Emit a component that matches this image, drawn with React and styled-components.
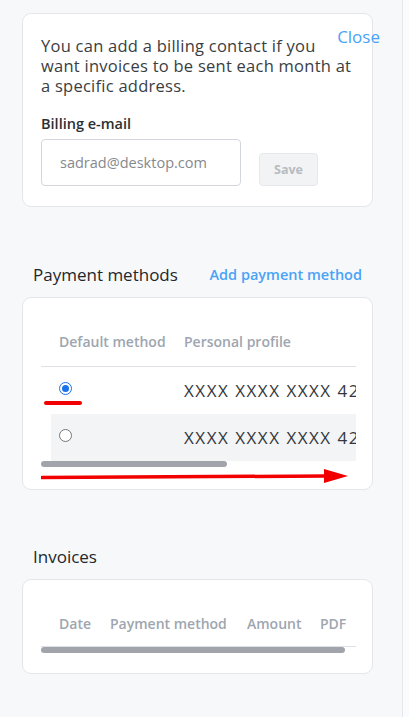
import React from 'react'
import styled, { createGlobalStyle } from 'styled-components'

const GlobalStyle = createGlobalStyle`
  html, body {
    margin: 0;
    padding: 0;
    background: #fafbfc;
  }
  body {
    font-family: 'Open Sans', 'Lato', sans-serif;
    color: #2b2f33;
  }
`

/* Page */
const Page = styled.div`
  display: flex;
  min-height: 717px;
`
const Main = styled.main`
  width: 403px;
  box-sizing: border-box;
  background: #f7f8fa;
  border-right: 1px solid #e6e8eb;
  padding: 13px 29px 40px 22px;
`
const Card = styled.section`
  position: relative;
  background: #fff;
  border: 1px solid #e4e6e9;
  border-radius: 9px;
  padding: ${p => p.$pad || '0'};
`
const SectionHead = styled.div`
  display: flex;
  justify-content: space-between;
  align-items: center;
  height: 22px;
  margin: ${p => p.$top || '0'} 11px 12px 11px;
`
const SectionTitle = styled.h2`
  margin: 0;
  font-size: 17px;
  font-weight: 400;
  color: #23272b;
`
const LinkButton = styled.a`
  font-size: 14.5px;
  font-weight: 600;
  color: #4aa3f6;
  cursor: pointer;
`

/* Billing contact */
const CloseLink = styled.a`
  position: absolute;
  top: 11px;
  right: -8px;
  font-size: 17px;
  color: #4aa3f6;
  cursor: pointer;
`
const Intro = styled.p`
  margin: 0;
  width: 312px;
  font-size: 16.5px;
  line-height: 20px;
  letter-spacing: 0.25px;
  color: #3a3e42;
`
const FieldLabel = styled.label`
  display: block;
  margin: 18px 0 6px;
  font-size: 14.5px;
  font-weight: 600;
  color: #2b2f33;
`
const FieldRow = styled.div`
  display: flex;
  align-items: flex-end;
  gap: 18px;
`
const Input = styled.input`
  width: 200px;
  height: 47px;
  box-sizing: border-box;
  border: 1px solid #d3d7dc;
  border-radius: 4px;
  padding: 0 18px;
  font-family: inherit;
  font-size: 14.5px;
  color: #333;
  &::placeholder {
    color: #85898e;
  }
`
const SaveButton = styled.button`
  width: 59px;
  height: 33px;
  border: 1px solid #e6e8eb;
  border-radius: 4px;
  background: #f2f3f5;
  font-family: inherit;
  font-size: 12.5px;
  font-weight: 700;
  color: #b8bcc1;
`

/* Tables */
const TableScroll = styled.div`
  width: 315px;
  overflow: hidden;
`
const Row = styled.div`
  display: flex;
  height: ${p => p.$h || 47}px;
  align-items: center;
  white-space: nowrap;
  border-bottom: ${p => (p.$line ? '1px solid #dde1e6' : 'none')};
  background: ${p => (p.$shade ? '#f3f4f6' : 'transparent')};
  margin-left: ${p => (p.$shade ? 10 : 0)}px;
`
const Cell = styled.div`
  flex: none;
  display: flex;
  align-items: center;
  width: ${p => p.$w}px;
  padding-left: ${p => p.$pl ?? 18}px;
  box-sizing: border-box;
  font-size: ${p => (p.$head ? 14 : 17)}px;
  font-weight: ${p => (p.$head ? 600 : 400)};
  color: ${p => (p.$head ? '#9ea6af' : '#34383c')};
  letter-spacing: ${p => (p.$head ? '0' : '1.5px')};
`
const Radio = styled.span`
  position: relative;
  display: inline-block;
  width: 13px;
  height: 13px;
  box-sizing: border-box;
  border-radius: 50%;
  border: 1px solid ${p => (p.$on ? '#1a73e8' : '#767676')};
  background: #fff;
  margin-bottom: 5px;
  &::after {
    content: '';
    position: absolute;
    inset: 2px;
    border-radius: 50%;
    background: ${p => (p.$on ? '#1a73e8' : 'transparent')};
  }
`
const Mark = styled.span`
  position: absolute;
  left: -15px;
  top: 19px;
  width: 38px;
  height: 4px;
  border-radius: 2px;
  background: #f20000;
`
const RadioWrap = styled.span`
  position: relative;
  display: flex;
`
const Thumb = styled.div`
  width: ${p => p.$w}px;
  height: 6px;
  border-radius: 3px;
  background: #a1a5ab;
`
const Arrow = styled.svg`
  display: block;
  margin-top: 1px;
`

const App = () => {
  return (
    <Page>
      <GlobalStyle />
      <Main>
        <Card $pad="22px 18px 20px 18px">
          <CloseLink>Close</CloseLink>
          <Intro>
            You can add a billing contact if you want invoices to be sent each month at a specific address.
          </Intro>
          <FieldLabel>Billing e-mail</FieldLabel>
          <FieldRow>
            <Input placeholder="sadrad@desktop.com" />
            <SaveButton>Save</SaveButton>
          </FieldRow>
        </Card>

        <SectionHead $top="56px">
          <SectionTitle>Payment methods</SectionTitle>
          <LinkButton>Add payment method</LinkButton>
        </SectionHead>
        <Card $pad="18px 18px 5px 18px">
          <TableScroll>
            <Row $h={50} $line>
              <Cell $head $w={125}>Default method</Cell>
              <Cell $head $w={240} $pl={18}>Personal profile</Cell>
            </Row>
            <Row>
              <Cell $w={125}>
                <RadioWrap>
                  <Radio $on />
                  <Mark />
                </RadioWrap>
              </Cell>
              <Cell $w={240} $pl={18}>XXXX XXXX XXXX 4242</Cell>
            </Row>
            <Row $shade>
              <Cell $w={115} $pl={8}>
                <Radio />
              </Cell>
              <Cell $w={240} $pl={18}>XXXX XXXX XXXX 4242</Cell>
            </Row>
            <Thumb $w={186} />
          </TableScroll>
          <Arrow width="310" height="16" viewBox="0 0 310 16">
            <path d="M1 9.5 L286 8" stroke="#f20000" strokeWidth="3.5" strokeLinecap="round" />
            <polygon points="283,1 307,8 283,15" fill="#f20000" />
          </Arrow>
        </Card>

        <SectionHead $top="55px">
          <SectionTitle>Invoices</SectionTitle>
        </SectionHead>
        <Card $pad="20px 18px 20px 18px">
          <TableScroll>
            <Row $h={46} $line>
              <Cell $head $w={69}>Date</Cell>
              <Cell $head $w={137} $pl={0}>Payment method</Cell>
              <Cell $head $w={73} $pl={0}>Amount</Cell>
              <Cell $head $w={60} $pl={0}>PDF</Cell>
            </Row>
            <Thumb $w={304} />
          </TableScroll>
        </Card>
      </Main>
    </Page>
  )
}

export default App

## INSTRUCTION:
Images should not appear in the copy; retype the listing above exactly.

## REPLY:
Emit a component that matches this image, drawn with React and styled-components.
import React from 'react'
import styled, { createGlobalStyle } from 'styled-components'

const GlobalStyle = createGlobalStyle`
  html, body {
    margin: 0;
    padding: 0;
    background: #fafbfc;
  }
  body {
    font-family: 'Open Sans', 'Lato', sans-serif;
    color: #2b2f33;
  }
`

/* Page */
const Page = styled.div`
  display: flex;
  min-height: 717px;
`
const Main = styled.main`
  width: 403px;
  box-sizing: border-box;
  background: #f7f8fa;
  border-right: 1px solid #e6e8eb;
  padding: 13px 29px 40px 22px;
`
const Card = styled.section`
  position: relative;
  background: #fff;
  border: 1px solid #e4e6e9;
  border-radius: 9px;
  padding: ${p => p.$pad || '0'};
`
const SectionHead = styled.div`
  display: flex;
  justify-content: space-between;
  align-items: center;
  height: 22px;
  margin: ${p => p.$top || '0'} 11px 12px 11px;
`
const SectionTitle = styled.h2`
  margin: 0;
  font-size: 17px;
  font-weight: 400;
  color: #23272b;
`
const LinkButton = styled.a`
  font-size: 14.5px;
  font-weight: 600;
  color: #4aa3f6;
  cursor: pointer;
`

/* Billing contact */
const CloseLink = styled.a`
  position: absolute;
  top: 11px;
  right: -8px;
  font-size: 17px;
  color: #4aa3f6;
  cursor: pointer;
`
const Intro = styled.p`
  margin: 0;
  width: 312px;
  font-size: 16.5px;
  line-height: 20px;
  letter-spacing: 0.25px;
  color: #3a3e42;
`
const FieldLabel = styled.label`
  display: block;
  margin: 18px 0 6px;
  font-size: 14.5px;
  font-weight: 600;
  color: #2b2f33;
`
const FieldRow = styled.div`
  display: flex;
  align-items: flex-end;
  gap: 18px;
`
const Input = styled.input`
  width: 200px;
  height: 47px;
  box-sizing: border-box;
  border: 1px solid #d3d7dc;
  border-radius: 4px;
  padding: 0 18px;
  font-family: inherit;
  font-size: 14.5px;
  color: #333;
  &::placeholder {
    color: #85898e;
  }
`
const SaveButton = styled.button`
  width: 59px;
  height: 33px;
  border: 1px solid #e6e8eb;
  border-radius: 4px;
  background: #f2f3f5;
  font-family: inherit;
  font-size: 12.5px;
  font-weight: 700;
  color: #b8bcc1;
`

/* Tables */
const TableScroll = styled.div`
  width: 315px;
  overflow: hidden;
`
const Row = styled.div`
  display: flex;
  height: ${p => p.$h || 47}px;
  align-items: center;
  white-space: nowrap;
  border-bottom: ${p => (p.$line ? '1px solid #dde1e6' : 'none')};
  background: ${p => (p.$shade ? '#f3f4f6' : 'transparent')};
  margin-left: ${p => (p.$shade ? 10 : 0)}px;
`
const Cell = styled.div`
  flex: none;
  display: flex;
  align-items: center;
  width: ${p => p.$w}px;
  padding-left: ${p => p.$pl ?? 18}px;
  box-sizing: border-box;
  font-size: ${p => (p.$head ? 14 : 17)}px;
  font-weight: ${p => (p.$head ? 600 : 400)};
  color: ${p => (p.$head ? '#9ea6af' : '#34383c')};
  letter-spacing: ${p => (p.$head ? '0' : '1.5px')};
`
const Radio = styled.span`
  position: relative;
  display: inline-block;
  width: 13px;
  height: 13px;
  box-sizing: border-box;
  border-radius: 50%;
  border: 1px solid ${p => (p.$on ? '#1a73e8' : '#767676')};
  background: #fff;
  margin-bottom: 5px;
  &::after {
    content: '';
    position: absolute;
    inset: 2px;
    border-radius: 50%;
    background: ${p => (p.$on ? '#1a73e8' : 'transparent')};
  }
`
const Mark = styled.span`
  position: absolute;
  left: -15px;
  top: 19px;
  width: 38px;
  height: 4px;
  border-radius: 2px;
  background: #f20000;
`
const RadioWrap = styled.span`
  position: relative;
  display: flex;
`
const Thumb = styled.div`
  width: ${p => p.$w}px;
  height: 6px;
  border-radius: 3px;
  background: #a1a5ab;
`
const Arrow = styled.svg`
  display: block;
  margin-top: 1px;
`

const App = () => {
  return (
    <Page>
      <GlobalStyle />
      <Main>
        <Card $pad="22px 18px 20px 18px">
          <CloseLink>Close</CloseLink>
          <Intro>
            You can add a billing contact if you want invoices to be sent each month at a specific address.
          </Intro>
          <FieldLabel>Billing e-mail</FieldLabel>
          <FieldRow>
            <Input placeholder="sadrad@desktop.com" />
            <SaveButton>Save</SaveButton>
          </FieldRow>
        </Card>

        <SectionHead $top="56px">
          <SectionTitle>Payment methods</SectionTitle>
          <LinkButton>Add payment method</LinkButton>
        </SectionHead>
        <Card $pad="18px 18px 5px 18px">
          <TableScroll>
            <Row $h={50} $line>
              <Cell $head $w={125}>Default method</Cell>
              <Cell $head $w={240} $pl={18}>Personal profile</Cell>
            </Row>
            <Row>
              <Cell $w={125}>
                <RadioWrap>
                  <Radio $on />
                  <Mark />
                </RadioWrap>
              </Cell>
              <Cell $w={240} $pl={18}>XXXX XXXX XXXX 4242</Cell>
            </Row>
            <Row $shade>
              <Cell $w={115} $pl={8}>
                <Radio />
              </Cell>
              <Cell $w={240} $pl={18}>XXXX XXXX XXXX 4242</Cell>
            </Row>
            <Thumb $w={186} />
          </TableScroll>
          <Arrow width="310" height="16" viewBox="0 0 310 16">
            <path d="M1 9.5 L286 8" stroke="#f20000" strokeWidth="3.5" strokeLinecap="round" />
            <polygon points="283,1 307,8 283,15" fill="#f20000" />
          </Arrow>
        </Card>

        <SectionHead $top="55px">
          <SectionTitle>Invoices</SectionTitle>
        </SectionHead>
        <Card $pad="20px 18px 20px 18px">
          <TableScroll>
            <Row $h={46} $line>
              <Cell $head $w={69}>Date</Cell>
              <Cell $head $w={137} $pl={0}>Payment method</Cell>
              <Cell $head $w={73} $pl={0}>Amount</Cell>
              <Cell $head $w={60} $pl={0}>PDF</Cell>
            </Row>
            <Thumb $w={304} />
          </TableScroll>
        </Card>
      </Main>
    </Page>
  )
}

export default App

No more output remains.